WRITTEN TASK => What lines of the data include the string "React"? Copy them all.

DATA FOR THIS EXERCISE =>
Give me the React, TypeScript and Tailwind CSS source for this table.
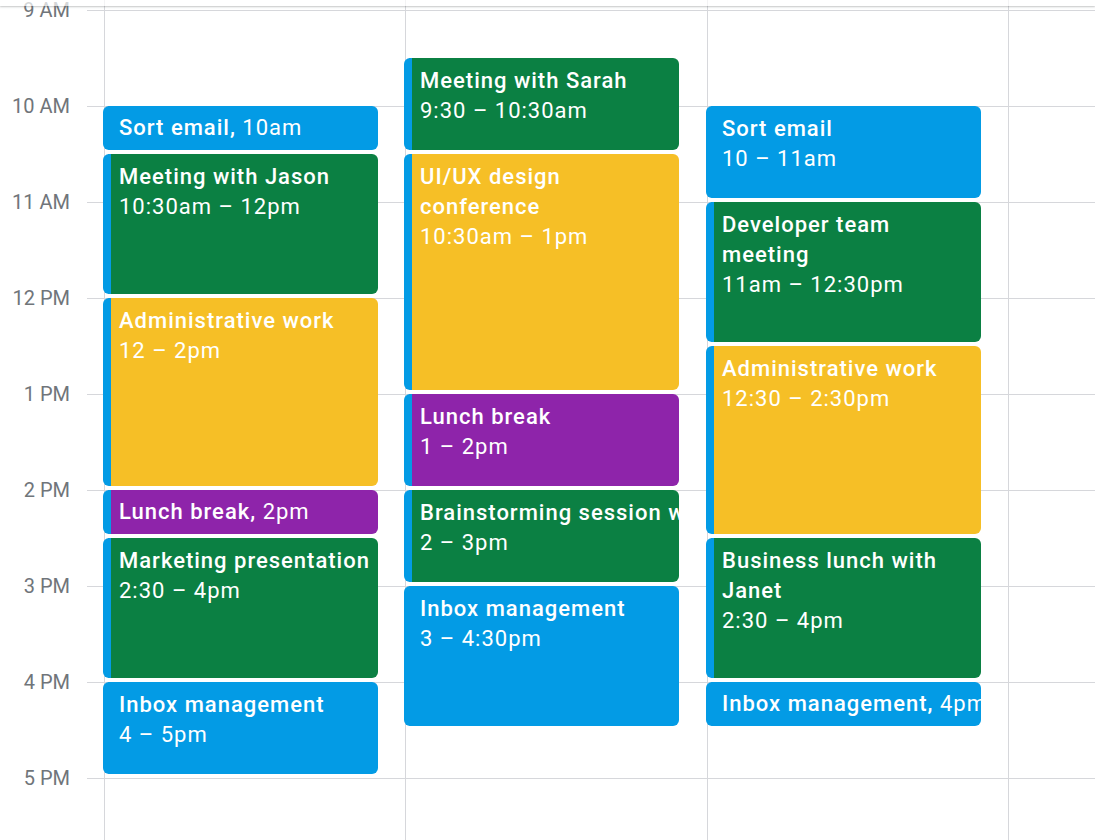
import React from "react";

type Ev = {
  title: string;
  time: string;
  start: number;
  end: number;
  color: string;
  inline?: boolean;
  clip?: boolean;
};

const HOUR = 96;
const FIRST = 9;
const hours = ["9 AM", "10 AM", "11 AM", "12 PM", "1 PM", "2 PM", "3 PM", "4 PM", "5 PM"];

const colors: Record<string, string> = {
  blue: "bg-[#039be5]",
  green: "bg-[#0b8043]",
  yellow: "bg-[#f6bf26]",
  purple: "bg-[#8e24aa]",
};

const columns: Ev[][] = [
  [
    { title: "Sort email", time: "10am", start: 10, end: 10.5, color: "blue", inline: true },
    { title: "Meeting with Jason", time: "10:30am – 12pm", start: 10.5, end: 12, color: "green" },
    { title: "Administrative work", time: "12 – 2pm", start: 12, end: 14, color: "yellow" },
    { title: "Lunch break", time: "2pm", start: 14, end: 14.5, color: "purple", inline: true },
    { title: "Marketing presentation", time: "2:30 – 4pm", start: 14.5, end: 16, color: "green", clip: true },
    { title: "Inbox management", time: "4 – 5pm", start: 16, end: 17, color: "blue" },
  ],
  [
    { title: "Meeting with Sarah", time: "9:30 – 10:30am", start: 9.5, end: 10.5, color: "green" },
    { title: "UI/UX design conference", time: "10:30am – 1pm", start: 10.5, end: 13, color: "yellow" },
    { title: "Lunch break", time: "1 – 2pm", start: 13, end: 14, color: "purple" },
    { title: "Brainstorming session with team", time: "2 – 3pm", start: 14, end: 15, color: "green", clip: true },
    { title: "Inbox management", time: "3 – 4:30pm", start: 15, end: 16.5, color: "blue" },
  ],
  [
    { title: "Sort email", time: "10 – 11am", start: 10, end: 11, color: "blue" },
    { title: "Developer team meeting", time: "11am – 12:30pm", start: 11, end: 12.5, color: "green" },
    { title: "Administrative work", time: "12:30 – 2:30pm", start: 12.5, end: 14.5, color: "yellow" },
    { title: "Business lunch with Janet", time: "2:30 – 4pm", start: 14.5, end: 16, color: "green" },
    { title: "Inbox management", time: "4pm", start: 16, end: 16.5, color: "blue", inline: true },
  ],
  [],
];

function EventCard({ ev }: { ev: Ev }) {
  const top = (ev.start - FIRST) * HOUR;
  const height = (ev.end - ev.start) * HOUR - 4;
  return (
    <div
      className={`absolute left-[-2px] w-[275px] overflow-hidden rounded-[6px] border-l-8 border-[#039be5] pl-[8px] pt-[8px] text-[22px] leading-[30px] tracking-[1px] text-white ${colors[ev.color]}`}
      style={{ top, height }}
    >
      {ev.inline ? (
        <div className="-mt-px whitespace-nowrap">
          <span className="font-medium">{ev.title},</span> {ev.time}
        </div>
      ) : (
        <>
          <div className={ev.clip ? "whitespace-nowrap font-medium" : "pr-2 font-medium"}>{ev.title}</div>
          <div className="whitespace-nowrap">{ev.time}</div>
        </>
      )}
    </div>
  );
}

export default function App() {
  return (
    <div className="relative h-[840px] w-[1095px] overflow-hidden bg-white font-['Roboto','Liberation_Sans',sans-serif]">
      <div className="flex pt-[10px]">
        {/* time gutter */}
        <div className="w-[87px] shrink-0">
          {hours.map((h) => (
            <div key={h} className="relative h-[96px]">
              <span className="absolute right-[17px] top-0 -translate-y-1/2 whitespace-nowrap text-[20px] leading-[24px] text-[#70757a]">
                {h}
              </span>
            </div>
          ))}
        </div>

        {/* grid */}
        <div className="relative flex-1">
          {hours.map((h) => (
            <div key={h} className="h-[96px] border-t border-[#d6d7db]" />
          ))}
          <div className="absolute bottom-0 left-[17px] top-[-10px] flex">
            {columns.map((col, i) => (
              <div
                key={i}
                className={`relative shrink-0 border-l border-[#d6d7db] ${i === 1 ? "w-[302px]" : "w-[301px]"}`}
              >
                <div className="absolute inset-x-0 top-[10px]">
                  {col.map((ev) => (
                    <EventCard key={ev.title + ev.start} ev={ev} />
                  ))}
                </div>
              </div>
            ))}
          </div>
        </div>
      </div>

      {/* header edge */}
      <div className="absolute inset-x-0 top-0 h-[6px] bg-white/70 shadow-[0_1px_2px_rgba(60,64,67,0.3)]" />
    </div>
  );
}
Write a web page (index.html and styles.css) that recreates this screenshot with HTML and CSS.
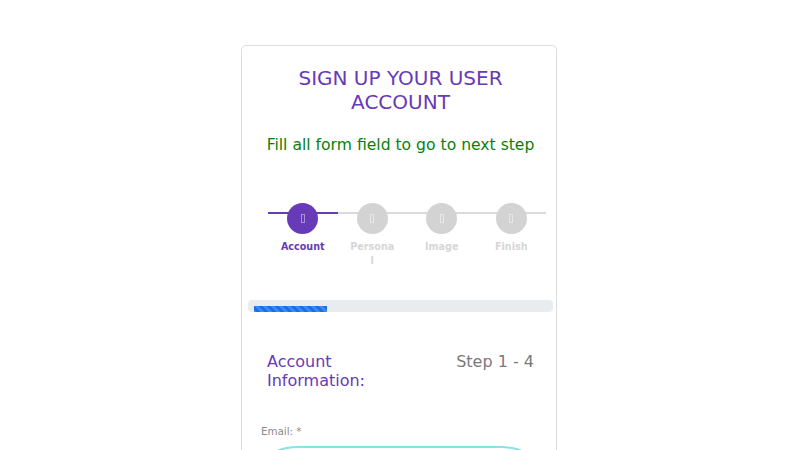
FILE: index.html
```html
<!DOCTYPE html>
<html lang="en">
<head>
<meta charset="utf-8">
<title>Sign up</title>
<link rel="stylesheet" href="styles.css">
</head>
<body>
<div class="card">
  <h2 class="title">SIGN UP YOUR USER ACCOUNT</h2>
  <p class="subtitle">Fill all form field to go to next step</p>
  <ul class="steps">
    <li class="step active"><span class="dot"><span class="ico"></span></span><span class="label">Account</span></li>
    <li class="step"><span class="dot"><span class="ico"></span></span><span class="label">Personal</span></li>
    <li class="step"><span class="dot"><span class="ico"></span></span><span class="label">Image</span></li>
    <li class="step"><span class="dot"><span class="ico"></span></span><span class="label">Finish</span></li>
  </ul>
  <div class="progress"><div class="bar" style="width:73px"></div></div>
  <div class="head-row">
    <h3 class="fs-title">Account Information:</h3>
    <h3 class="fs-step">Step 1 - 4</h3>
  </div>
  <label class="field-label">Email: *</label>
  <div class="input"></div>
</div>
</body>
</html>
```
FILE: styles.css
```css
html, body {
  margin: 0;
  padding: 0;
  background: #fff;
  font-family: "DejaVu Sans", Verdana, sans-serif;
}
.card {
  box-sizing: border-box;
  width: 316px;
  margin: 45px 0 0 241px;
  border: 1px solid #dedede;
  border-bottom: none;
  border-radius: 5px 5px 0 0;
  height: 420px;
  overflow: hidden;
}
.title {
  margin: 20px 0 0;
  padding: 0 30px 0 33px;
  font-size: 20px;
  line-height: 24px;
  font-weight: normal;
  color: #673ab7;
  text-align: center;
}
.subtitle {
  margin: 19px 0 0;
  padding-left: 3px;
  font-size: 15.6px;
  line-height: 24px;
  color: #0a800a;
  text-align: center;
}
.steps {
  list-style: none;
  margin: 46px 0 0 26px;
  padding: 0;
  width: 278px;
  display: flex;
}
.step {
  flex: 1;
  display: flex;
  flex-direction: column;
  align-items: center;
  background: linear-gradient(#dadada, #dadada) no-repeat 0 9px / 100% 2px;
}
.step.active {
  background-image: linear-gradient(#673ab7, #673ab7);
}
.dot {
  width: 31px;
  height: 31px;
  border-radius: 50%;
  background: #d3d3d3;
  display: flex;
  align-items: center;
  justify-content: center;
}
.step.active .dot { background: #673ab7; }
.ico {
  box-sizing: border-box;
  width: 4px;
  height: 9px;
  border: 1px solid rgba(255,255,255,0.45);
}
.label {
  width: 46px;
  margin-top: 6px;
  font-size: 9.6px;
  line-height: 14px;
  font-weight: bold;
  text-align: center;
  color: #d6d6d6;
  word-break: break-all;
}
.step.active .label { color: #673ab7; }
.progress {
  box-sizing: border-box;
  margin: 32px 3px 0 6px;
  height: 12px;
  padding: 6px 0 0 6px;
  background: #e9ecef;
  border-radius: 4px;
}
.bar {
  height: 6px;
  background-color: #1a6fe8;
  background-image: linear-gradient(45deg, rgba(255,255,255,.18) 25%, transparent 25%, transparent 50%, rgba(255,255,255,.18) 50%, rgba(255,255,255,.18) 75%, transparent 75%, transparent);
  background-size: 8px 8px;
}
.head-row {
  margin: 41px 22px 0 25px;
  display: flex;
  justify-content: space-between;
  align-items: flex-start;
}
.fs-title, .fs-step {
  margin: 0;
  font-size: 16px;
  line-height: 18.5px;
  font-weight: normal;
}
.fs-title {
  color: #673ab7;
  width: 130px;
}
.fs-step {
  color: #7a7a7a;
  text-align: right;
}
.field-label {
  display: block;
  margin: 34px 0 0 19px;
  font-size: 10.3px;
  line-height: 15px;
  color: #8a8a8a;
}
.input {
  margin: 7px 25px 0 26px;
  height: 45px;
  border: 2px solid #86e3e6;
  border-radius: 30px / 14px;
}
```
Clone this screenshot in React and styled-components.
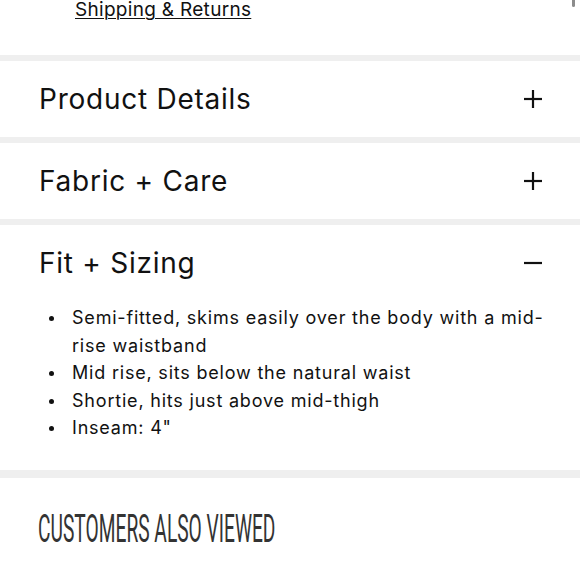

THE SOLUTION =>
Give me the React, TypeScript and Tailwind CSS source for this table.
import React from "react";
Clone this screenshot in React and styled-components.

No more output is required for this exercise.